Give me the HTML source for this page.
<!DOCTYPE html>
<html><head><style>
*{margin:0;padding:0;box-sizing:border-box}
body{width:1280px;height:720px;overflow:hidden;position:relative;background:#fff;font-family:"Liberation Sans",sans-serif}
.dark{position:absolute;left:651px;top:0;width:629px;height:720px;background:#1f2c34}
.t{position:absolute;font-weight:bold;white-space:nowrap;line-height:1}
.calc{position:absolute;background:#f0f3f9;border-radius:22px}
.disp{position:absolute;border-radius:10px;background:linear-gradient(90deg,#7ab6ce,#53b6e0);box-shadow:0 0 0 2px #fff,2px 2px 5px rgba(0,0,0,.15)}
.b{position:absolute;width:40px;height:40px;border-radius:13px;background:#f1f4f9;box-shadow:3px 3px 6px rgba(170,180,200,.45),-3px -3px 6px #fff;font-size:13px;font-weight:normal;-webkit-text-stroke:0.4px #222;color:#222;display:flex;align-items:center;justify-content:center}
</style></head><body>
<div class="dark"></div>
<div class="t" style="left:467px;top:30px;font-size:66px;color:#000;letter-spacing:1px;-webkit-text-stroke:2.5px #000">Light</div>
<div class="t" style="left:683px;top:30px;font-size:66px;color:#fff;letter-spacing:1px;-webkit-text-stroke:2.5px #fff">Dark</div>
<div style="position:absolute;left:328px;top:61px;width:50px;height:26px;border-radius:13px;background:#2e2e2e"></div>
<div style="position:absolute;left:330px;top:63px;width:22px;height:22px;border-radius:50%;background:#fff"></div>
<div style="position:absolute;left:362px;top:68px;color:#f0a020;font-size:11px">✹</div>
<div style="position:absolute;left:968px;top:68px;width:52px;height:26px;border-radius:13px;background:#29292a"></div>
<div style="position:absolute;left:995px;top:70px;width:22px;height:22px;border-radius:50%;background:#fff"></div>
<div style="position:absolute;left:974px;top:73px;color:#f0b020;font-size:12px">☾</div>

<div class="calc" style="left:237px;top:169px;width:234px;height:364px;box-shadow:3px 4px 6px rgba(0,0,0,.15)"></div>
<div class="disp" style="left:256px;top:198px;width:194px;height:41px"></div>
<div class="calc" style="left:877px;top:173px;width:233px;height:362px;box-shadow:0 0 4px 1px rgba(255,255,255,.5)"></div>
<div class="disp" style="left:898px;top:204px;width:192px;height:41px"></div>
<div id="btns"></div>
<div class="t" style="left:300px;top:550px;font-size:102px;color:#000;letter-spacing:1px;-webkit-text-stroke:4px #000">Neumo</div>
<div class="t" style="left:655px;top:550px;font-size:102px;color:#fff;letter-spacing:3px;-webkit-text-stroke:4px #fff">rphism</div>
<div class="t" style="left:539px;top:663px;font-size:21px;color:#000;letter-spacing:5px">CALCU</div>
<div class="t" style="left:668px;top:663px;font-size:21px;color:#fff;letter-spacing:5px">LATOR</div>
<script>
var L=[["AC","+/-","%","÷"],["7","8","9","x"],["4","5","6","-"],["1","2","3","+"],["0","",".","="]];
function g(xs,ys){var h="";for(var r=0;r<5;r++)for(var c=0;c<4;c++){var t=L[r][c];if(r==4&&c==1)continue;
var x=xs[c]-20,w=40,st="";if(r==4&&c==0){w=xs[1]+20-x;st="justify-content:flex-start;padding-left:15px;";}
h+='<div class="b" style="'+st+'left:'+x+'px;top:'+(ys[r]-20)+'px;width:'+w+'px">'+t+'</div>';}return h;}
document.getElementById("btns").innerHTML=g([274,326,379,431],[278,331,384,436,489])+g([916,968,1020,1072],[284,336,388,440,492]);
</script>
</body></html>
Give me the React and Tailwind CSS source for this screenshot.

• • •

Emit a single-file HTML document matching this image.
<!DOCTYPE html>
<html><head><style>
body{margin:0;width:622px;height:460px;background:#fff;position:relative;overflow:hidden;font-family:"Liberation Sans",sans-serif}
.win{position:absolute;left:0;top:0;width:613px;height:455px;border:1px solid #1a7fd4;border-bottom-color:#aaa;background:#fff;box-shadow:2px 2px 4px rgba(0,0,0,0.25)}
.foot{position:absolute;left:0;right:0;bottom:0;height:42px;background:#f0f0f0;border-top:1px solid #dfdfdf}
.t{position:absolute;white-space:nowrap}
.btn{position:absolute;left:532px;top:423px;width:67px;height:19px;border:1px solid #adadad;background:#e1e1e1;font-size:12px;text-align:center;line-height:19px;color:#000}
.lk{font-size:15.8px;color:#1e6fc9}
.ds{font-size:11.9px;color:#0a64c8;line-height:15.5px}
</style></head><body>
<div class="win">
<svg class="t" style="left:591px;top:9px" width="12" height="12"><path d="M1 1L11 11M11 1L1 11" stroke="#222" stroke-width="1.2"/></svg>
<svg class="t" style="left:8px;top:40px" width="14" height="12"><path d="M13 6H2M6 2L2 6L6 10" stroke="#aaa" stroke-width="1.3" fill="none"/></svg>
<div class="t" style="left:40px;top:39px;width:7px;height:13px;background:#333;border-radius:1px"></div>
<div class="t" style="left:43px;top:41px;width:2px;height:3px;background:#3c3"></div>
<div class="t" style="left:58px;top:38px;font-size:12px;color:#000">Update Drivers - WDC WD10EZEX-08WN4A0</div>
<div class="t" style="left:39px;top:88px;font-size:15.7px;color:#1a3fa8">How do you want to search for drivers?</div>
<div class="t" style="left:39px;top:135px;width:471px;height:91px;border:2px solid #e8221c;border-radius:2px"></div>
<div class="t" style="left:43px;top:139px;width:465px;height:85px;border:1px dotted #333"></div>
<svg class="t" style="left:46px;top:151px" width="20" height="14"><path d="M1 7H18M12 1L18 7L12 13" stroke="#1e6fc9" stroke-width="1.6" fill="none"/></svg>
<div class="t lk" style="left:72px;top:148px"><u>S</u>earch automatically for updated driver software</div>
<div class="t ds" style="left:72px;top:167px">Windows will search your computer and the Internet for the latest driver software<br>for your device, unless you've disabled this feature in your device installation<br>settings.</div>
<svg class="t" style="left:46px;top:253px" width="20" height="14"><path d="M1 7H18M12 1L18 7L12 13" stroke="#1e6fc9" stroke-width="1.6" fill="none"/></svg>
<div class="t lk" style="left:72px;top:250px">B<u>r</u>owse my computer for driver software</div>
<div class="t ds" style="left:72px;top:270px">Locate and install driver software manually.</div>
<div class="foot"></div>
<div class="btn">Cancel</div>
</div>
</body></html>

• • •

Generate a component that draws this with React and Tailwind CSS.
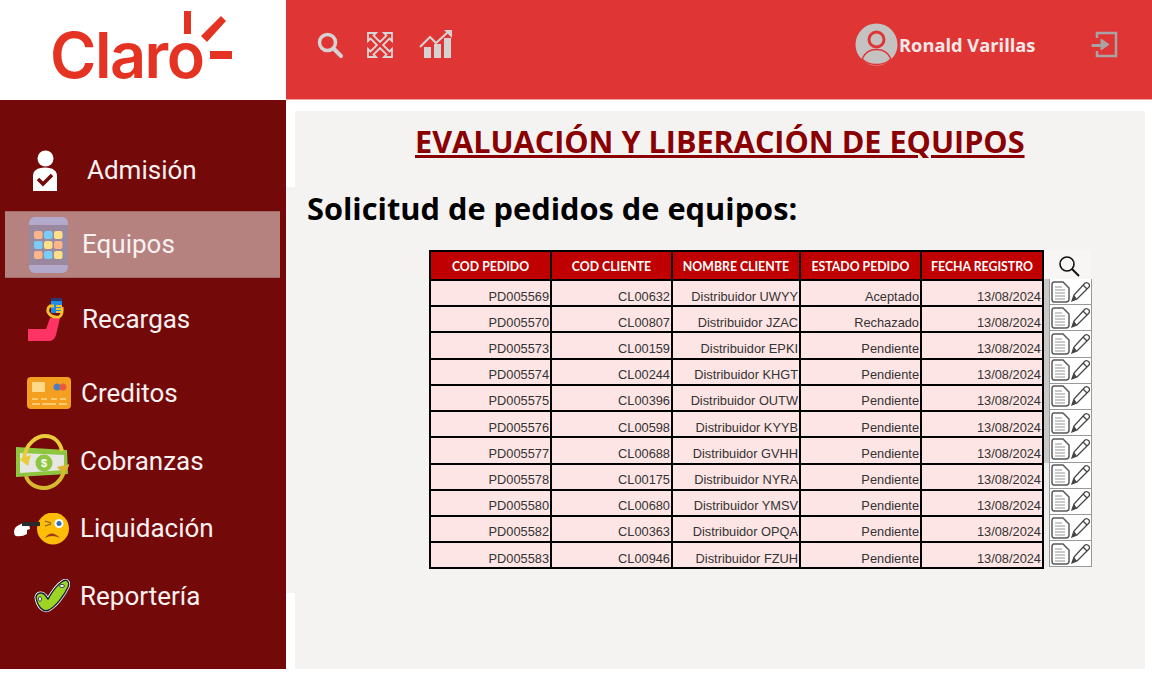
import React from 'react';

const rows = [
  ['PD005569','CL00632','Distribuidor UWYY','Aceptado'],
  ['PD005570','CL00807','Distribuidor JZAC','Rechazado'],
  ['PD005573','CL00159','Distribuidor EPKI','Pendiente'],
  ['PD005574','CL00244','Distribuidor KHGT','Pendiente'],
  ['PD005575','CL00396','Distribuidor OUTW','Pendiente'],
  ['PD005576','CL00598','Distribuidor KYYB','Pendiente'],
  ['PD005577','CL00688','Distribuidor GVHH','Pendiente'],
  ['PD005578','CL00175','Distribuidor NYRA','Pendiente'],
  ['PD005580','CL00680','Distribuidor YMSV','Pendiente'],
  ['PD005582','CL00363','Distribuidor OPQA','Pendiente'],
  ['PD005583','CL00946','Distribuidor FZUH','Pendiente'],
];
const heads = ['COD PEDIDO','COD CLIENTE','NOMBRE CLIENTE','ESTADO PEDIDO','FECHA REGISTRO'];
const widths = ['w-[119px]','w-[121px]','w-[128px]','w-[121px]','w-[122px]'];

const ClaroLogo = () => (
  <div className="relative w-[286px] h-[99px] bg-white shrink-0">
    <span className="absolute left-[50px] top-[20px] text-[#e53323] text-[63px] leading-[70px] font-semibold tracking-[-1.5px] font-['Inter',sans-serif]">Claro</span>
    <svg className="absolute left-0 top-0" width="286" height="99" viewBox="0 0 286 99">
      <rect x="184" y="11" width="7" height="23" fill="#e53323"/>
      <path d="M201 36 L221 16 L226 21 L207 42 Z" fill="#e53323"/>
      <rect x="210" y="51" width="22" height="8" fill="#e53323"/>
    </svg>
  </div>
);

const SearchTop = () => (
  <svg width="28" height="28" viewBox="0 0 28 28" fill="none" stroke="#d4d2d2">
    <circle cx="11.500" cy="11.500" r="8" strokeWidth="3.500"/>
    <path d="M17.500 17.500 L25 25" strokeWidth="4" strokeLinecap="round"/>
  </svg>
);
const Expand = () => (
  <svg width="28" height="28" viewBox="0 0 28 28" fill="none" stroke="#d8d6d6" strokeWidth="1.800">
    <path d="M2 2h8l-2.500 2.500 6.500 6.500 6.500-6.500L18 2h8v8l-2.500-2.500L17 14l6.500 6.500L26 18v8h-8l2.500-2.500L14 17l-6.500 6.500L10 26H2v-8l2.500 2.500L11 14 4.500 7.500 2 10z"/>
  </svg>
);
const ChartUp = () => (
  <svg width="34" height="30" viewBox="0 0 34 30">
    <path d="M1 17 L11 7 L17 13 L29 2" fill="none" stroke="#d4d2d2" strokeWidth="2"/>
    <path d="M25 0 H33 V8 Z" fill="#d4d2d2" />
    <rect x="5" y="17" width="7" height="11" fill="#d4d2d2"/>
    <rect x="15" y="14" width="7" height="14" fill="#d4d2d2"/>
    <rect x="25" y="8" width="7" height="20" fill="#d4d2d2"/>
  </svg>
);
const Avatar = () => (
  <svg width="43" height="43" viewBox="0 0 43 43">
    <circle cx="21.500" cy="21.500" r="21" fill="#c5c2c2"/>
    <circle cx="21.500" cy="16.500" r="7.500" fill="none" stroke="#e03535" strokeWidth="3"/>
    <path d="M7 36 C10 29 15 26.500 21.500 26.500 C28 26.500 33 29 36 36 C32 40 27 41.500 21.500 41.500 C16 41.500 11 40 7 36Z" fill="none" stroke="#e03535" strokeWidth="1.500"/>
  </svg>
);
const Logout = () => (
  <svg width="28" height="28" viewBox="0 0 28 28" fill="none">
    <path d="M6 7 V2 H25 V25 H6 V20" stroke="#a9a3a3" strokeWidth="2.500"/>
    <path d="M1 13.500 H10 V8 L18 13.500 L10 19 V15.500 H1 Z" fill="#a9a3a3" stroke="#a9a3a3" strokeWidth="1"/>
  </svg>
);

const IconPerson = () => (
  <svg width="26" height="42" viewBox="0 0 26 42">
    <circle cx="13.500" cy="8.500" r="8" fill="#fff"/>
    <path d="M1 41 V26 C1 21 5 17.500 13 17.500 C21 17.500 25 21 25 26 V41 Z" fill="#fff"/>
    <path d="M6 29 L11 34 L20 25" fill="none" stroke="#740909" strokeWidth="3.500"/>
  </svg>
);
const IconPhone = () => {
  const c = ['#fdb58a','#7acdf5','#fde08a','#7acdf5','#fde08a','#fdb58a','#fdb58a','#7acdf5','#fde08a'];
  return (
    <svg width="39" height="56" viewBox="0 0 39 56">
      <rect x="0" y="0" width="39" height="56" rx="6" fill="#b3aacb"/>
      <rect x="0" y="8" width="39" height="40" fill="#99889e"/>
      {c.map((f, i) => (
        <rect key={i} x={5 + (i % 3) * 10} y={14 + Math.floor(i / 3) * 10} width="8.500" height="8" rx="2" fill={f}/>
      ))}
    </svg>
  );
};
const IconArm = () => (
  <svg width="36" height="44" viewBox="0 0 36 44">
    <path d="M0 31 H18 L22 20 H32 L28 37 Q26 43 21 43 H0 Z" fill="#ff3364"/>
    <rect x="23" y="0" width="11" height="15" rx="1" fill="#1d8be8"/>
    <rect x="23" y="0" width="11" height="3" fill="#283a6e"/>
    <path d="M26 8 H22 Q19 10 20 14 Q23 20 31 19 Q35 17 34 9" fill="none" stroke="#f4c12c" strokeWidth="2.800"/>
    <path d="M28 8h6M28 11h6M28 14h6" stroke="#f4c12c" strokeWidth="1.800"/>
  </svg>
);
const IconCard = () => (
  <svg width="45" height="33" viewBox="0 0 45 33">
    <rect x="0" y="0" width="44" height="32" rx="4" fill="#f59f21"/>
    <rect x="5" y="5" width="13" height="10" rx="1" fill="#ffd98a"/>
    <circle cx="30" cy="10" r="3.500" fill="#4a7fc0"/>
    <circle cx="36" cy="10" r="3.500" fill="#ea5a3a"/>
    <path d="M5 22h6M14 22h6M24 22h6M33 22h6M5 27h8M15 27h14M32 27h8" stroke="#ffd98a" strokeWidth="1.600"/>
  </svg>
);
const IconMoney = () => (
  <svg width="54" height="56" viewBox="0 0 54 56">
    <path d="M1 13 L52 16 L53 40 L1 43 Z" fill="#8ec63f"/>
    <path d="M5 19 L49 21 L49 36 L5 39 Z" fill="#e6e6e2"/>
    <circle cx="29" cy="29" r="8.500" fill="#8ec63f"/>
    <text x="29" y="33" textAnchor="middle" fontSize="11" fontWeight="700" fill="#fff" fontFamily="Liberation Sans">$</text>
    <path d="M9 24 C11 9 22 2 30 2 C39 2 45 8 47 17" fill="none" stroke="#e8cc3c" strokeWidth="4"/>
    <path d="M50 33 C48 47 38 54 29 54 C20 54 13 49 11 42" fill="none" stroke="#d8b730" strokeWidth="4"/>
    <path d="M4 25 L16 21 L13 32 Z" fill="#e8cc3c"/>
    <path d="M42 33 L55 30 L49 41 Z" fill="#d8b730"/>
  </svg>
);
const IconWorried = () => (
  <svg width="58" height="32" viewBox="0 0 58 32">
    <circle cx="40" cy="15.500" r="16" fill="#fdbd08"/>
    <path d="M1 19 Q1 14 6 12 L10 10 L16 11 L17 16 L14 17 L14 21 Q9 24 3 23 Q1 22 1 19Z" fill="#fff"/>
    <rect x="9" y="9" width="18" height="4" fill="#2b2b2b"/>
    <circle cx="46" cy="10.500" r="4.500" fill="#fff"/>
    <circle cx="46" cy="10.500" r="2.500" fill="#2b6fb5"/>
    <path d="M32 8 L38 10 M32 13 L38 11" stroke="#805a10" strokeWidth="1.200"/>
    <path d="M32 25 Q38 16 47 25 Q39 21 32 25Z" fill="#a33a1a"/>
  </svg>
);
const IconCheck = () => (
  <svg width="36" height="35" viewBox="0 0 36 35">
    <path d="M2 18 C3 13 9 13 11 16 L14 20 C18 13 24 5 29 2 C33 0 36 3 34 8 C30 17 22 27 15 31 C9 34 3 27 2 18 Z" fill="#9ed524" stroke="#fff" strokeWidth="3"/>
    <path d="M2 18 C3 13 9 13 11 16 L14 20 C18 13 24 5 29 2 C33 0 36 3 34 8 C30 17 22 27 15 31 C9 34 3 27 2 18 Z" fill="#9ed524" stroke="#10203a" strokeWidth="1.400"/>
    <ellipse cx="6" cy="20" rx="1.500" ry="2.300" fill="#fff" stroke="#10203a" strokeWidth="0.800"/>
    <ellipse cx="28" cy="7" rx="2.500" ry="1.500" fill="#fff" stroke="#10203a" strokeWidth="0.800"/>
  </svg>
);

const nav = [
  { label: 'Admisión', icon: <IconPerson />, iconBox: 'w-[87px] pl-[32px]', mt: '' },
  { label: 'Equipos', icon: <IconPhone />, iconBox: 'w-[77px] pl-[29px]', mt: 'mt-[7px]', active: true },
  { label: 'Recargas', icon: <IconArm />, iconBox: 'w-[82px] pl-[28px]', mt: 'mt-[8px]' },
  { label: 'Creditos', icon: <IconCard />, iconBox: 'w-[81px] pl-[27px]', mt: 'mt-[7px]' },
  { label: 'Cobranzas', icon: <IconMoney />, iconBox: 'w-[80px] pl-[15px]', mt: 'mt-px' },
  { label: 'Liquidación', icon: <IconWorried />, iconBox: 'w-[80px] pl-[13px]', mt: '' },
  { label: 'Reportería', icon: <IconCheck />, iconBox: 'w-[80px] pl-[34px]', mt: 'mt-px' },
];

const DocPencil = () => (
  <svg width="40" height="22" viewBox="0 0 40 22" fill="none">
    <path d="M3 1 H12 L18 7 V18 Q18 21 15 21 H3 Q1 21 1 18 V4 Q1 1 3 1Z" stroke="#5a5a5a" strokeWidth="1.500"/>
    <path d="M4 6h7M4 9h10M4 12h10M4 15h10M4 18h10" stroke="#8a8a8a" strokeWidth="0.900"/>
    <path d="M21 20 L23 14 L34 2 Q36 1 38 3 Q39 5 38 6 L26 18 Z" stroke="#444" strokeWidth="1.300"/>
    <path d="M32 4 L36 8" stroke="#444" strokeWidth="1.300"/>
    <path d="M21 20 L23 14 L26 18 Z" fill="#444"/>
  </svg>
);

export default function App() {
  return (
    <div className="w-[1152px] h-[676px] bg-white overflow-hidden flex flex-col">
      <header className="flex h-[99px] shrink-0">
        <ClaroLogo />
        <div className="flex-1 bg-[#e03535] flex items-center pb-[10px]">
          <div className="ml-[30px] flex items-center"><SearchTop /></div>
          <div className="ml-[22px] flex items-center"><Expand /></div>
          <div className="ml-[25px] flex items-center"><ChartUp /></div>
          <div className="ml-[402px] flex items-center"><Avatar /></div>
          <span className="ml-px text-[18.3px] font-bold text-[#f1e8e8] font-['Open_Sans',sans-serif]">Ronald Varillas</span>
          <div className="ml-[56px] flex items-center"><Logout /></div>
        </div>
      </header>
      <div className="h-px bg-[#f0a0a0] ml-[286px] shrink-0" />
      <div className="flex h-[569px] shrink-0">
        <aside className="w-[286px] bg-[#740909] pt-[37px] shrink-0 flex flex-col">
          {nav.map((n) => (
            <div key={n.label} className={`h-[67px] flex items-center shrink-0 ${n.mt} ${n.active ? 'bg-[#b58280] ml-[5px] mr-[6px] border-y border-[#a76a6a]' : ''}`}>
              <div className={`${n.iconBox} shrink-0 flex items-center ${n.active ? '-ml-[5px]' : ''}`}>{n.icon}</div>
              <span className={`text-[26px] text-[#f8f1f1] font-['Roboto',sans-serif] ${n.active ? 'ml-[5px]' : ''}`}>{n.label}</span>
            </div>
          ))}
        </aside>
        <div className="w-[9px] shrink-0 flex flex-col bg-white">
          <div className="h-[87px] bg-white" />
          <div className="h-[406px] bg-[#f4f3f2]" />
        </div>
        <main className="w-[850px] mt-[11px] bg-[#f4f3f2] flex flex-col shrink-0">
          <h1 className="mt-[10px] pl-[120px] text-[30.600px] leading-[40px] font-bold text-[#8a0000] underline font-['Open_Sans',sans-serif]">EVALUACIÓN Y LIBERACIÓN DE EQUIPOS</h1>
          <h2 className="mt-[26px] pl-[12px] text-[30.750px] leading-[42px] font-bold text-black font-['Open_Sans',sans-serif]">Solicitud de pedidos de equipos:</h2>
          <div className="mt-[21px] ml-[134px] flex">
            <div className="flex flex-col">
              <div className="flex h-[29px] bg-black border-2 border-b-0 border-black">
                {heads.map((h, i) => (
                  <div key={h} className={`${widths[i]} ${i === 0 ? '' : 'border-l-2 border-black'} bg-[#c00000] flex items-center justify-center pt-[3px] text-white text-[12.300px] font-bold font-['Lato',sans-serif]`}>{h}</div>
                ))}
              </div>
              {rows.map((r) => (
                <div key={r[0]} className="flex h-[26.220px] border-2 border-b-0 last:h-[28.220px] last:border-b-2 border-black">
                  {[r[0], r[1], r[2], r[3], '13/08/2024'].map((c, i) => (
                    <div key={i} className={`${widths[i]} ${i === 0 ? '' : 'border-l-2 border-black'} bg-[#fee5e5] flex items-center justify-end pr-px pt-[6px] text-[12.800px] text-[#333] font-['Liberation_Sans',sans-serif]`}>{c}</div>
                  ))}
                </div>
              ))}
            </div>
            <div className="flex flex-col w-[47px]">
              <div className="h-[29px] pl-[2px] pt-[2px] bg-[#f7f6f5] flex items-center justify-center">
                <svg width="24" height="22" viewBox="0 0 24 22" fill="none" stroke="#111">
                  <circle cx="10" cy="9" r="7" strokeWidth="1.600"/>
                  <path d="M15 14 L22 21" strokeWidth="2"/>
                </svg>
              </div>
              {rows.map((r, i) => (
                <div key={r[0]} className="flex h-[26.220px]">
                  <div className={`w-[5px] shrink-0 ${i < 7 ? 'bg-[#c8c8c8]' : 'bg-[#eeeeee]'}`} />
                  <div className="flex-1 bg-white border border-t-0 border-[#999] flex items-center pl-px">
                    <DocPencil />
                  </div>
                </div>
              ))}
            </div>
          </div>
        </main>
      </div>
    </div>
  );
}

• • •

AIM → Exactly reproduce the stretch that starts at the line containing "Generate a component" and ends at the line containing "import React from 'react';", both ends included; leave any pictures out.

EXERCISE RESULT →
Generate a component that draws this with React and Tailwind CSS.
import React from 'react';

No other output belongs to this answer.